Muchos de los aprendizajes más valiosos no forman parte del currículum de la escuela; no hay maestros adultos o jóvenes para enseñarlos, tampoco existen exámenes o calificaciones que determinen quién aprueba y quién suspende. No hay libros de texto, materiales o dinámicas grupales para promoverlos. Y como resultan endiabladamente inasibles, tampoco se han inventado maestrías, doctorados, diplomados o universidades, creo.

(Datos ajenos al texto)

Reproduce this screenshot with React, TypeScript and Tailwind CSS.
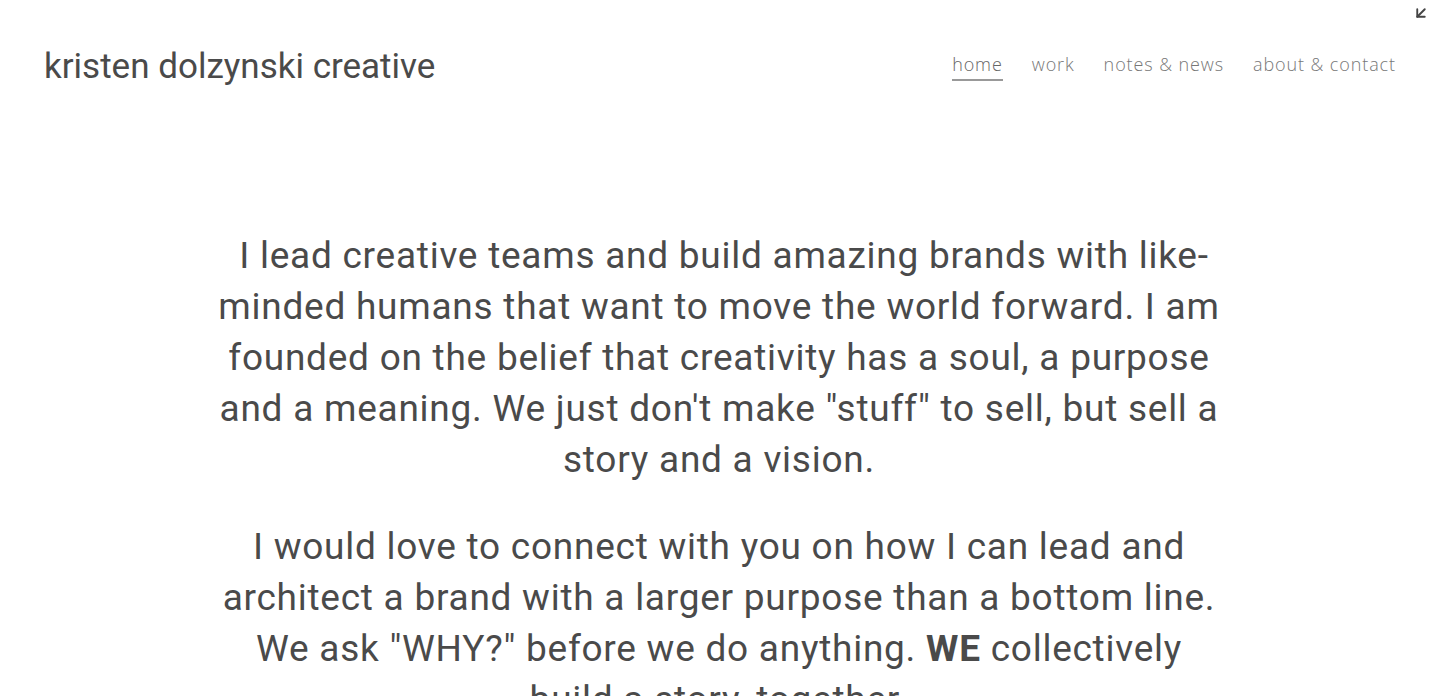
import { ArrowDownLeft } from "lucide-react";

const navItems = ["home", "work", "notes & news", "about & contact"];

export default function App() {
  return (
    <div className="relative h-[696px] overflow-hidden bg-white text-[#4a4a4a]">
      <ArrowDownLeft className="absolute right-[8px] top-[4px] h-[18px] w-[18px] text-[#444]" strokeWidth={2.5} />

      <header className="flex items-center justify-between pl-[44px] pr-[42px] pt-[44px]">
        <div className="text-[35px] leading-[46px] text-[#4a4a4a] [font-family:Roboto,sans-serif]">
          kristen dolzynski creative
        </div>
        <nav className="-mt-[3px] flex gap-[29px] text-[18px] font-light tracking-[0.9px] text-[#777] [font-family:'Open_Sans',sans-serif]">
          {navItems.map((item, i) => (
            <a
              key={item}
              className={
                i === 0
                  ? "border-b-2 border-[#999] pb-[1px] text-[#666]"
                  : "pb-[3px]"
              }
            >
              {item}
            </a>
          ))}
        </nav>
      </header>

      <main className="mx-auto mt-[140px] w-[1010px] text-center text-[37px] leading-[51px] tracking-[0.75px] [font-family:Roboto,sans-serif]">
        <p className="mb-[36px]">
          &nbsp;I lead creative teams and build amazing brands with like-minded humans that want to
          move the world forward. I am founded on the belief that creativity has a soul, a purpose
          and a meaning. We just don't make "stuff" to sell, but sell a story and a vision.
        </p>
        <p>
          I would love to connect with you on how I can lead and architect a brand with a larger
          purpose than a bottom line. We ask "WHY?" before we do anything. <b>WE</b> collectively
          build a story, together.
        </p>
      </main>
    </div>
  );
}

La gran mayoría de esos aprendizajes forman parte de la vida cotidiana más tierna, ocurren en espacios grandes o pequeños, abiertos de preferencia, sin reloj en la mano ni dictaduras de la obligación; idealmente en grupo, aunque la soledad incita imaginación.
Me refiero a los aprendizajes que nos enseñan los hijos en sus primeros años:
la capacidad de sonreír, que en ellos alcanza un promedio per cápita imposible para la mayoría de los adultos;
la pasión por divertirse y jugar todo el tiempo sin parar por cansancio o hambre;
la curiosidad para probar lo que parece un misterio, en una tienda, en la casa, en aquello que entra bajo el ángulo de su mirada, o para reinventar lo que ya conocen y les aburrió;
la valentía y sencillez para perdonar agravios, pleitos y regaños, a sus padres y amigos;
la versatilidad para crearse mundos y personajes con una caja de cartón, un rincón oscuro, un palo o un puñado de juguetes;
la alegría de saltar cada vez que tienen un metro por delante, un pedazo de tierra, un poco de jardín.

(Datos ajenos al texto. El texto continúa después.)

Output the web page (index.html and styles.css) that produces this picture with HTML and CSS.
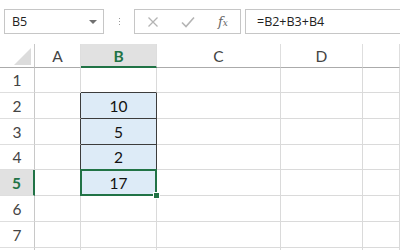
FILE: index.html
```html
<!DOCTYPE html>
<html lang="en">
<head>
    <meta charset="UTF-8">
    <title>Sheet</title>
    <link rel="stylesheet" href="styles.css">
</head>
<body>

    <div class="formula-bar">
        <div class="name-box">
            <span>B5</span>
            <svg class="drop" width="8" height="4" viewBox="0 0 8 4"><path d="M0 0H8L4 4Z" fill="#707070"/></svg>
        </div>
        <div class="grip"><i></i><i></i><i></i></div>
        <div class="fx-buttons">
            <svg width="12" height="12" viewBox="0 0 12 12"><path d="M1.5 1.5L10.5 10.5M10.5 1.5L1.5 10.5" stroke="#b4b4b4" stroke-width="1.3" fill="none"/></svg>
            <svg width="14" height="12" viewBox="0 0 14 12"><path d="M1 6.5L5 10.5L13 1.5" stroke="#b4b4b4" stroke-width="1.6" fill="none"/></svg>
            <span class="fx">f<sub>x</sub></span>
        </div>
        <div class="formula-input">=B2+B3+B4</div>
    </div>

    <div class="sheet">
        <div class="hd corner"><svg width="17" height="17" viewBox="0 0 17 17"><path d="M17 0V17H0Z" fill="#dcdcdc"/></svg></div>
        <div class="hd col">A</div>
        <div class="hd col active">B</div>
        <div class="hd col">C</div>
        <div class="hd col">D</div>
        <div class="hd col"></div>

        <div class="hd row">1</div>
        <div class="c"></div><div class="c top"></div><div class="c"></div><div class="c"></div><div class="c"></div>

        <div class="hd row">2</div>
        <div class="c left"></div><div class="c val">10</div><div class="c"></div><div class="c"></div><div class="c"></div>

        <div class="hd row">3</div>
        <div class="c left"></div><div class="c val">5</div><div class="c"></div><div class="c"></div><div class="c"></div>

        <div class="hd row">4</div>
        <div class="c left"></div><div class="c val">2</div><div class="c"></div><div class="c"></div><div class="c"></div>

        <div class="hd row active">5</div>
        <div class="c"></div><div class="c fill sel">17</div><div class="c"></div><div class="c"></div><div class="c"></div>

        <div class="hd row">6</div>
        <div class="c"></div><div class="c"></div><div class="c"></div><div class="c"></div><div class="c"></div>

        <div class="hd row">7</div>
        <div class="c"></div><div class="c"></div><div class="c"></div><div class="c"></div><div class="c"></div>

        <div class="hd row edge"></div>
        <div class="c edge"></div><div class="c edge"></div><div class="c edge"></div><div class="c edge"></div><div class="c edge"></div>
    </div>

</body>
</html>
```

FILE: styles.css
```css
body {
    margin: 0;
    width: 400px;
    height: 250px;
    overflow: hidden;
    background: #fff;
    font-family: Lato, 'Liberation Sans', sans-serif;
}

.formula-bar {
    display: flex;
    align-items: flex-start;
    height: 44px;
    padding-top: 9px;
    box-sizing: border-box;
    font-family: 'Open Sans', sans-serif;
    font-size: 12.5px;
    color: #222;
}

.name-box {
    display: flex;
    align-items: center;
    justify-content: space-between;
    width: 100px;
    height: 25px;
    margin-left: 4px;
    padding: 0 6px 0 7px;
    box-sizing: border-box;
    border: 1px solid #c6c6c6;
}

.grip {
    display: flex;
    flex-direction: column;
    align-items: center;
    gap: 2px;
    width: 30px;
    padding-top: 9px;
}

.grip i {
    width: 1px;
    height: 1px;
    background: #9a9a9a;
}

.fx-buttons {
    display: flex;
    align-items: center;
    gap: 22px;
    width: 107px;
    height: 25px;
    padding-left: 12px;
    box-sizing: border-box;
    border: 1px solid #c6c6c6;
}

.fx {
    font-family: 'DejaVu Serif', serif;
    font-style: italic;
    font-size: 13px;
    color: #666;
    margin-left: 1px;
}

.fx sub {
    font-size: 9px;
    vertical-align: 0;
}

.formula-input {
    flex: 1;
    height: 25px;
    margin-left: 4px;
    padding-left: 11px;
    box-sizing: border-box;
    border: 1px solid #c6c6c6;
    border-right: none;
    line-height: 23px;
}

.sheet {
    display: grid;
    grid-template-columns: 35px 46px 76px 124px 82px 1fr;
    grid-template-rows: 24px 25px 26px 26px 25px 26px 26px 26px 2px;
    font-size: 15.5px;
    color: #444;
}

.sheet > div {
    display: flex;
    align-items: center;
    justify-content: center;
    box-sizing: border-box;
}

.hd.col {
    border-right: 1px solid #dedede;
    border-bottom: 1px solid #ababab;
    padding-top: 1px;
}

.hd.row {
    border-right: 1px solid #c8c8c8;
    border-bottom: 1px solid #dedede;
}

.hd.corner {
    justify-content: flex-end;
    align-items: flex-end;
    padding: 0 3px 2px 0;
    border-right: 1px solid #c8c8c8;
    border-bottom: 1px solid #ababab;
}

.hd.active {
    background: #e1e1e1;
    color: #217346;
    font-weight: bold;
}

.hd.col.active {
    border-bottom: 2px solid #217346;
}

.hd.row.active {
    border-right: 2px solid #217346;
}

.c {
    border-right: 1px solid #dadada;
    border-bottom: 1px solid #dadada;
    color: #111;
}

.sheet > .edge {
    border-bottom: none;
}

.c.top {
    border-bottom-color: #3c3c3c;
}

.c.left {
    border-right-color: #3c3c3c;
}

.c.val {
    background: #ddebf7;
    border-right-color: #3c3c3c;
    border-bottom-color: #3c3c3c;
}

.c.fill {
    background: #ddebf7;
}

.sel {
    position: relative;
}

.sel::before {
    content: '';
    position: absolute;
    inset: -1px;
    border: 2px solid #217346;
}

.sel::after {
    content: '';
    position: absolute;
    right: -4px;
    bottom: -4px;
    width: 5px;
    height: 5px;
    background: #217346;
    border: 1px solid #fff;
}
```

Esos y muchos otros aprendizajes son los que mis hijos me prodigan casi a diario, aunque me temo que no aprobaría un improbable examen: ellos enseñan, no sé si aprendo.
Esos son los aprendizajes que hoy celebro en el cumpleaños 9 de mi maestro, Juan Carlitos, personificación de una perpetua y cotidiana invitación a vivir la vida a plenitud, así nomás.
Yolanda Barreto
Son aprendizajes que nunca se olvidan y que al pasar de los años, son añorados por quienes en esos momentos fuimos los alumnos y dejan un halo de alegría y nostalgia a la vez y en ocasiones, una lágrima.